张丹独身一人到了北京,找了一份物业公司内勤的工作,其实就是“打字员”。当时电脑尚没有进入寻常百姓家,“会电脑”成了张丹的敲门砖。
在物业公司工作的时候,张丹做好了“北漂”吃苦的准备,但日子其实过得还可以。“那时候物业公司有宿舍、有食堂,员工宿舍和工作地点也非常近,同龄人非常多,其实挺开心的。”张丹说。
过了一年后,张丹不再满足物业公司单调的工作和微薄的工资,跳槽到了一家出版社,但这一次,她就要面临自己找住所的窘境了。“那时候我才意识到,在北京租房子有多贵。那是2003年左右,我的工资实习期只有1500元,但租房子就要800块。”张丹说。

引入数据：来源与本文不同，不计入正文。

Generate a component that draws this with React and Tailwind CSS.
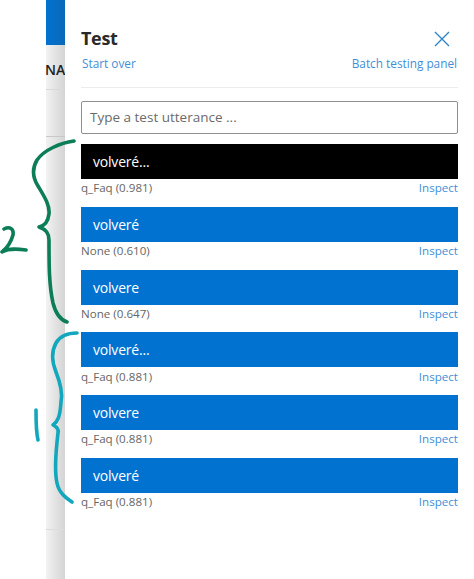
const rows = [
  { text: "volveré...", label: "q_Faq (0.981)", black: true },
  { text: "volveré", label: "None (0.610)" },
  { text: "volvere", label: "None (0.647)" },
  { text: "volveré...", label: "q_Faq (0.881)" },
  { text: "volvere", label: "q_Faq (0.881)" },
  { text: "volveré", label: "q_Faq (0.881)" },
];

function Row({ text, label, black }) {
  return (
    <div className="h-[62.8px]">
      <div className={`h-[35px] flex items-center pl-3 text-[14px] font-medium tracking-[-0.2px] text-white ${black ? "bg-black" : "bg-[#0272d0]"}`}>
        {text}
      </div>
      <div className="flex justify-between items-center h-[18px] text-[11.6px] text-[#666666]">
        <span>{label}</span>
        <a className="text-[#3f8fd6]">Inspect</a>
      </div>
    </div>
  );
}

export default function App() {
  return (
    <div className="relative w-[474px] h-[579px] overflow-hidden bg-white flex font-['Open_Sans','Liberation_Sans',sans-serif]">
      <div className="w-[46px] shrink-0" />
      <div className="w-[19px] shrink-0 overflow-hidden flex flex-col bg-gradient-to-r from-[#f2f2f2] to-[#d4d4d4]">
        <div className="h-[45px] shrink-0 bg-gradient-to-r from-[#0272d0] to-[#0a69b8]" />
        <div className="h-[45px] shrink-0 flex items-center pt-1 -ml-[1px] whitespace-nowrap text-[14px] font-semibold text-[#222222] border-b border-[#d8d8d8]">NAG</div>
        <div className="h-[47px] shrink-0 border-b border-[#c8c8c8]" />
        <div className="h-[393px] shrink-0 border-b border-[#dddddd]" />
      </div>
      <main className="flex-1 pl-4 pr-4 min-w-0">
        <header className="h-[88px] pt-[27px] border-b border-[#ececec]">
          <div className="flex justify-between items-center h-[23px]">
            <h1 className="text-[18px] font-bold tracking-[-0.3px] text-[#2a2a2a]">Test</h1>
            <svg width="16" height="16" viewBox="0 0 16 16" fill="none" stroke="#2f84c8" strokeWidth="1.4" className="mr-[8px]">
              <path d="M1 1 L15 15 M15 1 L1 15" />
            </svg>
          </div>
          <div className="flex justify-between mt-[4px] text-[11.8px] text-[#3f8fd6] leading-[18px]">
            <a className="ml-[1px]">Start over</a>
            <a className="mr-[1px]">Batch testing panel</a>
          </div>
        </header>
        <div className="mt-[13px] h-[33px] border border-[#8f8f8f] rounded-[2px] flex items-center pl-2 text-[13.5px] text-[#6b6b6b]">
          Type a test utterance ...
        </div>
        <div className="mt-[10px]">
          {rows.map((r, i) => <Row key={i} {...r} />)}
        </div>
      </main>
      <svg className="absolute left-0 top-0 pointer-events-none" width="474" height="579" fill="none" strokeLinecap="round" strokeLinejoin="round">
        <path d="M74 141 C60 143 44 150 37 160 C31 170 33 178 38 186 C44 196 50 205 49 214 C48 222 44 226 39 227 C45 229 49 232 49 240 C49 265 49 285 53 303 C56 315 61 320 67 322" stroke="#0b7d57" strokeWidth="3.6" />
        <path d="M4 229 C10 226 14 229 13 235 C11 242 7 248 2 252 C9 248 18 249 26 250" stroke="#0b7d57" strokeWidth="3.6" />
        <path d="M77 333 C68 333 60 336 56 343 C51 352 52 362 56 372 C60 382 63 392 61 402 C60 417 58 421 53 425 C57 427 59 429 58 433 C56 450 54 470 57 483 C59 493 66 498 72 502" stroke="#12a7bd" strokeWidth="3.6" />
        <path d="M36 410 C36 422 36 432 38 440" stroke="#12a7bd" strokeWidth="3.6" />
      </svg>
    </div>
  );
}
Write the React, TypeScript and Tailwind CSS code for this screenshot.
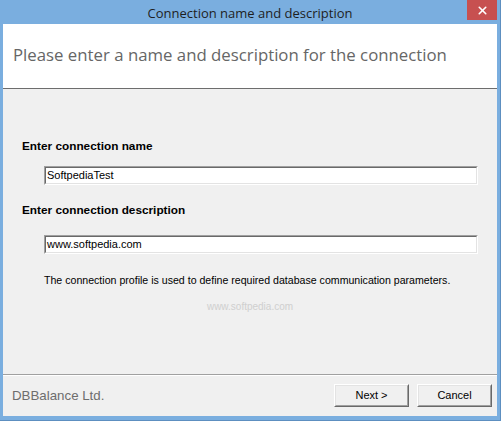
import { X } from 'lucide-react'

const sunken =
  'border border-t-[#a0a0a0] border-l-[#a0a0a0] border-b-white border-r-white'
const sunkenInner =
  'border border-t-[#696969] border-l-[#696969] border-b-[#e3e3e3] border-r-[#e3e3e3]'

function Field({ value }: { value: string }) {
  return (
    <div className={`ml-[41px] mr-[19px] h-[19px] ${sunken}`}>
      <div className={`h-full bg-white ${sunkenInner} px-[1px] text-[11px] leading-[15px] text-black`}>
        {value}
      </div>
    </div>
  )
}

function Button({ label }: { label: string }) {
  return (
    <button className="w-[75px] h-[23px] border border-t-white border-l-white border-b-[#696969] border-r-[#696969] bg-[#f0f0f0]">
      <div className="h-full border border-t-[#e3e3e3] border-l-[#e3e3e3] border-b-[#a0a0a0] border-r-[#a0a0a0] flex items-center justify-center text-[11px] text-black">
        {label}
      </div>
    </button>
  )
}

export default function App() {
  return (
    <div
      className="w-[501px] h-[421px] bg-[#7aaedf] border-r border-b border-[#5d8fc0] flex flex-col overflow-hidden"
      style={{ fontFamily: '"Liberation Sans", Arial, sans-serif' }}
    >
      <div className="h-[24px] shrink-0 flex items-start relative">
        <div className="flex-1 text-center text-[13px] leading-[22px] text-[#1e1e1e] pt-[2px]" style={{ fontFamily: '"Open Sans", "Noto Sans", sans-serif' }}>
          Connection name and description
        </div>
        <div className="absolute right-[3px] top-0 w-[30px] h-[20px] bg-[#c75050] flex items-center justify-center text-white">
          <X size={13} strokeWidth={3} />
        </div>
      </div>

      <div className="flex-1 mx-[3px] mb-[4px] bg-[#f0f0f0] flex flex-col">
        <div className="h-[65px] shrink-0 bg-white border-b border-[#6d6d6d] pl-[10px] pt-[19px]">
          <div className="text-[16.8px] leading-[24px] text-[#666666]" style={{ fontFamily: '"Open Sans", "Noto Sans", sans-serif' }}>
            Please enter a name and description for the connection
          </div>
        </div>

        <div className="flex-1 flex flex-col">
          <div className="pl-[19px] mt-[51px] text-[11.8px] leading-[13px] font-bold text-black">Enter connection name</div>
          <div className="mt-[13px]"><Field value="SoftpediaTest" /></div>
          <div className="pl-[19px] mt-[19px] text-[11.8px] leading-[13px] font-bold text-black">Enter connection description</div>
          <div className="mt-[18px]"><Field value="www.softpedia.com" /></div>
          <div className="pl-[41px] mt-[20px] text-[10.6px] leading-[13px] text-black">
            The connection profile is used to define required database communication parameters.
          </div>
          <div className="mt-[14px] text-center text-[10px] leading-[12px] text-[#cfcfcf]">www.softpedia.com</div>
        </div>

        <div className="h-[42px] shrink-0 border-t border-[#a0a0a0] flex items-center">
          <div className="w-full border-t border-white h-full flex items-center pl-[9px] pr-[5px] pb-[1px]">
            <div className="flex-1 text-[13.3px] text-[#6d6d6d]">DBBalance Ltd.</div>
            <div className="flex gap-[8px]">
              <Button label="Next >" />
              <Button label="Cancel" />
            </div>
          </div>
        </div>
      </div>
    </div>
  )
}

“住在半地下室,就像大学宿舍似的,管理很严格,安全问题不用担心,但房间里没有电源,房东怕租客在房间里煮饭,所以没有设电源,手机充电都得去值班室统一充。”她说。
熬过了一段实习期后,张丹的工资多了,也从地下室搬到了地上,但却距公司非常远。“你见过早高峰的公交车吗?根本挤不上去。”她说。
尽管工作不错,薪水也不错,但张丹坦言,那段时间,她觉得一点幸福感都没有,“可能是孤身在外很想家,也可能是我的能力有限不能让自己提升更快,无法改善自己的生存环境,但不管咋说,我还是一点幸福感都没有。”

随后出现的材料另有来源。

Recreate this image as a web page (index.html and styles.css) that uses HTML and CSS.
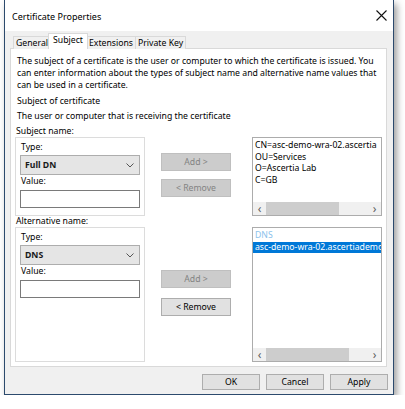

2008年,张丹终于决定回家。她参加了公务员考试,回到乌海,工资水平一下降到了之前的四分之一,但有家人陪伴的幸福感一下子就回来了。
“外面的风景再好,我却总有游离感,只有回了家才觉得坦然。幸运的是,我赶上了家乡的大发展,城市面貌越来越好,转型升级越来越快,尤其是打造全域旅游后,我招待了几次北京的朋友来玩,他们都很惊叹咱们这里沙海山城交相辉映的景观,觉得我回来很对。”张丹说。
“为了爱,可以奔赴万里”
江苏姑娘小京在海勃湾区开了一家画室,教小朋友学画画。今年是她来到乌海的第五年,她告诉记者,如果不出意外,她还会在乌海继续待下一个五年、无数个五年。“我是为了男朋友来的呀。”这个南方姑娘笑眼弯弯地说,“我男朋友在蒙西煤焦化上班。”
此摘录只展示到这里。